» INFORMATION PROVIDED:
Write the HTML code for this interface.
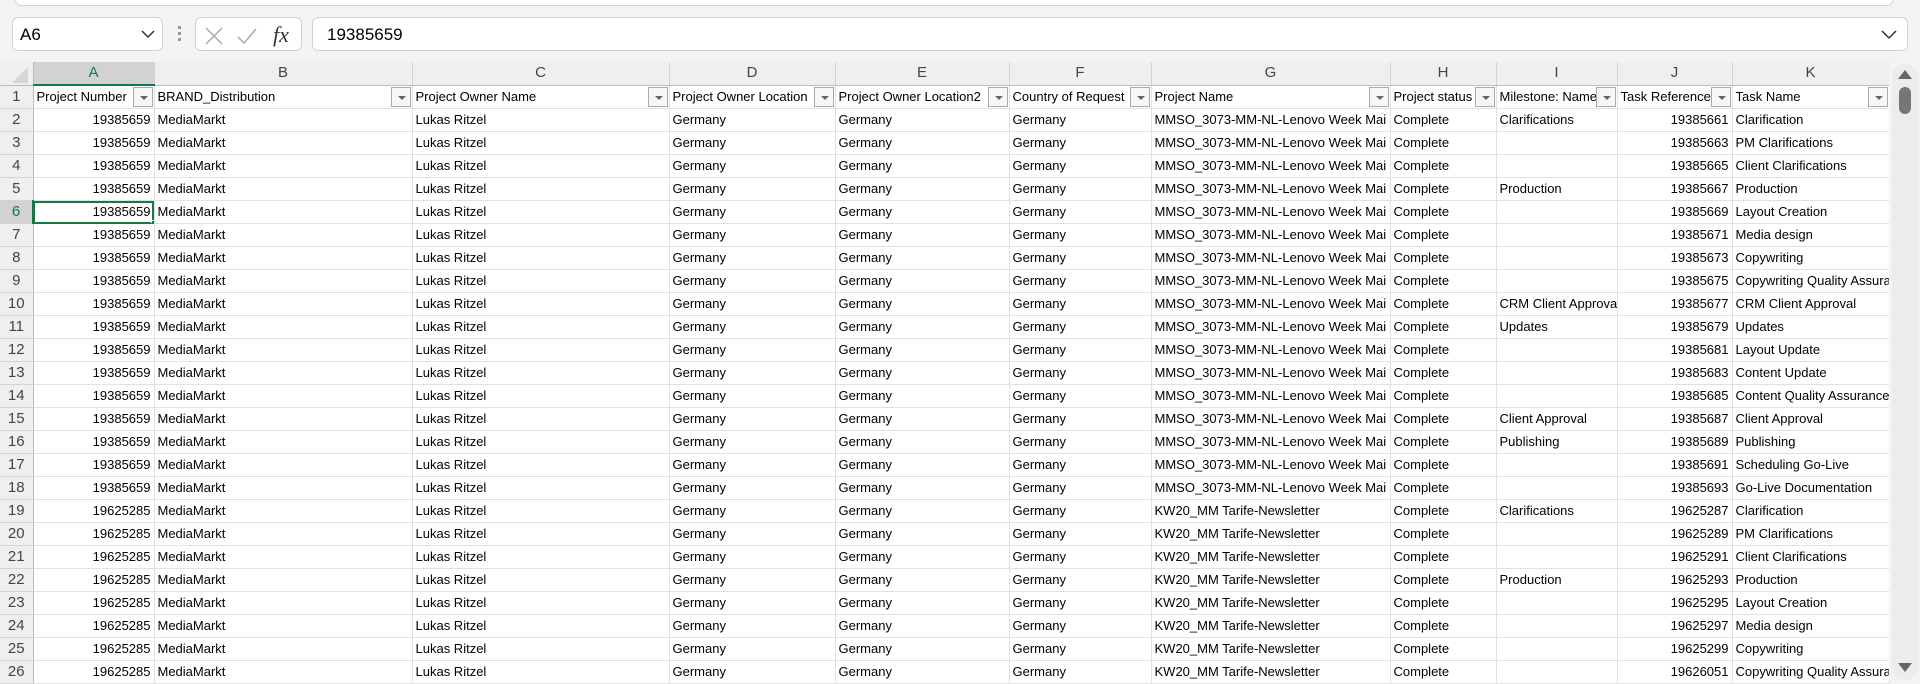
* * *
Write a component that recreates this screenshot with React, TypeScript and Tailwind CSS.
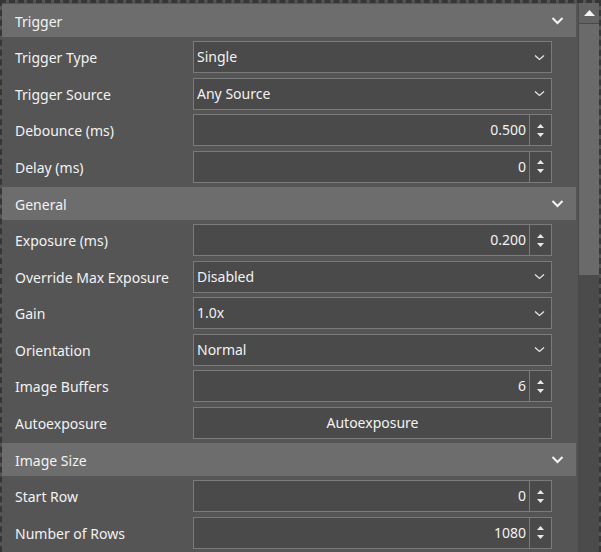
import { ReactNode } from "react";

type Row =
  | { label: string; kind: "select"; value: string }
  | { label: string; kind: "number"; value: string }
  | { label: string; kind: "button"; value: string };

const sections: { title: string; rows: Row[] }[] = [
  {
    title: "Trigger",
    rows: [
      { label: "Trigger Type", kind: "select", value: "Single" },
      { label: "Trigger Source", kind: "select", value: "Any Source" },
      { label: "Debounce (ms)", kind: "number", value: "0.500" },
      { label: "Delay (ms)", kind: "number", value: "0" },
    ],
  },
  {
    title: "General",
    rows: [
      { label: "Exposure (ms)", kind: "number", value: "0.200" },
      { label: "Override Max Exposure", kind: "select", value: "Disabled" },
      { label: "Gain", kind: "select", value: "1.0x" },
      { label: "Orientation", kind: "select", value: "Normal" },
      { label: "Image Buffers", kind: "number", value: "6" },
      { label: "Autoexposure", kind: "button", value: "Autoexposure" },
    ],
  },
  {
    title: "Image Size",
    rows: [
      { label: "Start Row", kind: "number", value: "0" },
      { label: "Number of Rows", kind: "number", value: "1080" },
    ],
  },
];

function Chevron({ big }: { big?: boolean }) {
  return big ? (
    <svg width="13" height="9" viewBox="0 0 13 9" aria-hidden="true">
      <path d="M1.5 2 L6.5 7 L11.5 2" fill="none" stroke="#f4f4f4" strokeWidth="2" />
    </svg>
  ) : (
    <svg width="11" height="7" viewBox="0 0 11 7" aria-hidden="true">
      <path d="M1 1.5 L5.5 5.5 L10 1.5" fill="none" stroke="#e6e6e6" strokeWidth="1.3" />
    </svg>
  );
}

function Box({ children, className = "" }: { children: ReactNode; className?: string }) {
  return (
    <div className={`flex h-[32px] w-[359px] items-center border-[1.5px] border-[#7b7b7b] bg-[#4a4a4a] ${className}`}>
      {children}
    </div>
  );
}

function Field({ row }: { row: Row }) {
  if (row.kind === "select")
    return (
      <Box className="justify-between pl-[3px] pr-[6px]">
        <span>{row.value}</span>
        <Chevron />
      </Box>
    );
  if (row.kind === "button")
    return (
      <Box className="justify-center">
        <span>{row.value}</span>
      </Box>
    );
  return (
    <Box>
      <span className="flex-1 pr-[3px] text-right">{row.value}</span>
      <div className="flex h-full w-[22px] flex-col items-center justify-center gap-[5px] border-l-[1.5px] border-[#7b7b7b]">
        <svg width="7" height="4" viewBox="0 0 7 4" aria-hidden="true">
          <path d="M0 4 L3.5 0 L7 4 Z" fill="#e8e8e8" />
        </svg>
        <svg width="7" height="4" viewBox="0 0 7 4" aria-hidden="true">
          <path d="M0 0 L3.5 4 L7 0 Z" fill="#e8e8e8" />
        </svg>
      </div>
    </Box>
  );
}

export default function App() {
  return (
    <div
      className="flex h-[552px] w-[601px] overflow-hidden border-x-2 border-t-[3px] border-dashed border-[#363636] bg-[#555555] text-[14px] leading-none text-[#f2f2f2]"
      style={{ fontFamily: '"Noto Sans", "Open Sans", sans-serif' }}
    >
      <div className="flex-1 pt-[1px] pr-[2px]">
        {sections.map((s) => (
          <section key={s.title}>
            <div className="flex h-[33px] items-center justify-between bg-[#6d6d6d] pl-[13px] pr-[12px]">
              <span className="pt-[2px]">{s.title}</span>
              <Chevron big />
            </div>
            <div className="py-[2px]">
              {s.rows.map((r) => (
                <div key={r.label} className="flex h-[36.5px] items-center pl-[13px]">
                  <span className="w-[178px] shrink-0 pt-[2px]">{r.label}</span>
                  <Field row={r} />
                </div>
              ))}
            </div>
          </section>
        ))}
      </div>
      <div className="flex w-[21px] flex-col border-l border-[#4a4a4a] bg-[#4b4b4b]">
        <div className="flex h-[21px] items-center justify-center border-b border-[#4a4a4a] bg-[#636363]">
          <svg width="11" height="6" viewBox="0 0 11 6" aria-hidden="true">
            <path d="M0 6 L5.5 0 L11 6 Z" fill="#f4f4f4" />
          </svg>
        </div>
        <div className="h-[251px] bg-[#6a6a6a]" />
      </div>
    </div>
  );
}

» GOAL OF THE EXERCISE: Using the records above, select and copy every line that has the word "Write".

» CORRECT RESULT:
Write the HTML code for this interface.
Write a component that recreates this screenshot with React, TypeScript and Tailwind CSS.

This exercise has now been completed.